Friday, June 24, 2016

The mysterious interplay

Today we celebrate the Birth of John the Baptist because Dec 25 with celebrate the Birth of Jesus, which puts the Annunciation 9 months ahead of that March 25, and Mary was told that Elizabeth was already in her 6th month so we go back one day. Instead of June 25, it is June 24. It all reminds us that God has a plan.  

But this leaves with the great question. If God is love, why does evil exist? Why does God not simply stop us from doing evil, particularly those of us who are striving to be his followers?

The Catechism responds this way:

God is in no way, directly or indirectly, the cause of moral evil.  He permits it, however, because he respects the freedom of his creatures and, mysteriously, knows how to derive good from it.

A part of God's plan is the process of becoming. From the first moment of life we are constantly becoming, changing from one moment to the next.  God could have created us to simply be, but he did not. He could have made each of us perfect and complete from the get go, but he did not. For reasons that remain a mystery. We must become over time. Does God know how each of us will turn out in the end? Of course. But for our own good we have to go through the process.  We must freely choose to love God and others. We must learn. We will make mistakes. At times our feelings will get the best of us, and we will sin. 

The good news is that God can even "derive good from it", our sin.  In the perfect goodness of God even our bad choices, and the bad choices of others can be transformed. There is no evil that God cannot use to some good end. We can sometimes forget that God has literally seen it all.  

Before the first atom of the universe came into being God saw not only the role of John the Baptist but all that would come before and after. God saw every good and evil thing that we humans would do, and he created us anyway. And every day all over the world people begin the journey of becoming and others compete their earthly journey. 

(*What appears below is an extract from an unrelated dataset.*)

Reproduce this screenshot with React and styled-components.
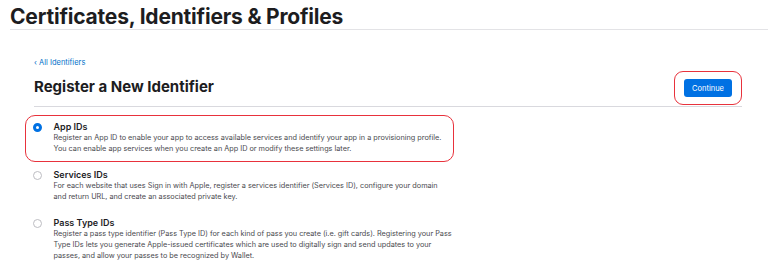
import React from 'react';
import styled, { createGlobalStyle } from 'styled-components';

const GlobalStyle = createGlobalStyle`
  body {
    margin: 0;
    background: #fff;
    font-family: Inter, "Liberation Sans", Arial, sans-serif;
    color: #1d1d1f;
  }
`;

const Page = styled.div`
  width: 768px;
  height: 270px;
  overflow: hidden;
`;

const Header = styled.header`
  margin-left: 10px;
  padding-top: 4px;
  border-bottom: 1px solid #e3e3e6;
`;

const PageTitle = styled.h1`
  margin: 0;
  font-size: 21px;
  line-height: 25px;
  font-weight: 700;
  letter-spacing: -0.2px;
`;

const Content = styled.main`
  padding: 0 26px 0 34px;
`;

const BackLink = styled.a`
  display: block;
  margin-top: 28px;
  font-size: 7.5px;
  line-height: 10px;
  color: #0070c9;
  text-decoration: none;
`;

const TitleBar = styled.div`
  display: flex;
  align-items: center;
  justify-content: space-between;
  height: 36px;
  margin-top: 2px;
  border-bottom: 1px solid #d9d9de;
`;

const SectionTitle = styled.h2`
  margin: 0;
  font-size: 15px;
  font-weight: 700;
  line-height: 20px;
  padding-bottom: 3px;
`;

const Annotated = styled.div`
  padding: 7px 9px;
  border: 1.5px solid #e8323c;
  border-radius: 9px;
`;

const Button = styled.button`
  display: block;
  width: 48px;
  height: 18px;
  border: 0;
  border-radius: 3px;
  background: #0071e3;
  color: #fff;
  font-family: inherit;
  font-size: 7.5px;
  padding: 0;
`;

const List = styled.div`
  display: flex;
  flex-direction: column;
  gap: 1px;
  margin: 8px 0 0 -9px;
`;

const Option = styled.label`
  display: flex;
  align-items: flex-start;
  gap: 12px;
  width: 420px;
  padding: 5px 0 7px 6.5px;
  border: 1.5px solid ${p => (p.$highlighted ? '#e8323c' : 'transparent')};
  border-radius: 10px;
`;

const Radio = styled.span`
  flex: none;
  box-sizing: border-box;
  width: 9px;
  height: 9px;
  margin-top: 1.5px;
  border-radius: 50%;
  border: ${p => (p.$checked ? '3px solid #0071e3' : '1px solid #bdbdc2')};
  background: #fff;
`;

const Body = styled.div`
  display: flex;
  flex-direction: column;
`;

const OptionTitle = styled.span`
  font-size: 9px;
  font-weight: 600;
  line-height: 11px;
`;

const OptionText = styled.p`
  margin: 0;
  font-size: 7.3px;
  line-height: 11px;
  letter-spacing: -0.01px;
  color: #4a4a4f;
`;

const options = [
  {
    title: 'App IDs',
    text: 'Register an App ID to enable your app to access available services and identify your app in a provisioning profile. You can enable app services when you create an App ID or modify these settings later.',
    checked: true,
  },
  {
    title: 'Services IDs',
    text: 'For each website that uses Sign in with Apple, register a services identifier (Services ID), configure your domain and return URL, and create an associated private key.',
  },
  {
    title: 'Pass Type IDs',
    text: 'Register a pass type identifier (Pass Type ID) for each kind of pass you create (i.e. gift cards). Registering your Pass Type IDs lets you generate Apple-issued certificates which are used to digitally sign and send updates to your passes, and allow your passes to be recognized by Wallet.',
  },
];

export default function App() {
  return (
    <Page>
      <GlobalStyle />
      <Header>
        <PageTitle>Certificates, Identifiers &amp; Profiles</PageTitle>
      </Header>
      <Content>
        <BackLink href="#">‹ All Identifiers</BackLink>
        <TitleBar>
          <SectionTitle>Register a New Identifier</SectionTitle>
          <Annotated>
            <Button>Continue</Button>
          </Annotated>
        </TitleBar>
        <List>
          {options.map(o => (
            <Option key={o.title} $highlighted={o.checked}>
              <Radio $checked={o.checked} />
              <Body>
                <OptionTitle>{o.title}</OptionTitle>
                <OptionText>{o.text}</OptionText>
              </Body>
            </Option>
          ))}
        </List>
      </Content>
    </Page>
  );
}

Today as we celebrate the Birth of John, we are reminded that are called to be him. We are not to be the center of attention, but to point others away from ourselves and toward Jesus. John was not only content to live in the shadow of his younger relative Jesus. But when ever anyone tried to put him in the spotlight, he would say "I am not ".  And in the end he would die a horrible dead. In his life we see the great incomprehensible mysterious interplay of God's plan, human freedom, sin, and God's victory.

Today we are reminded that John's earthly journey began the same as each of ours, with the cry of the newborn baby. May we have the courage to follow in his footsteps for the rest of the journey.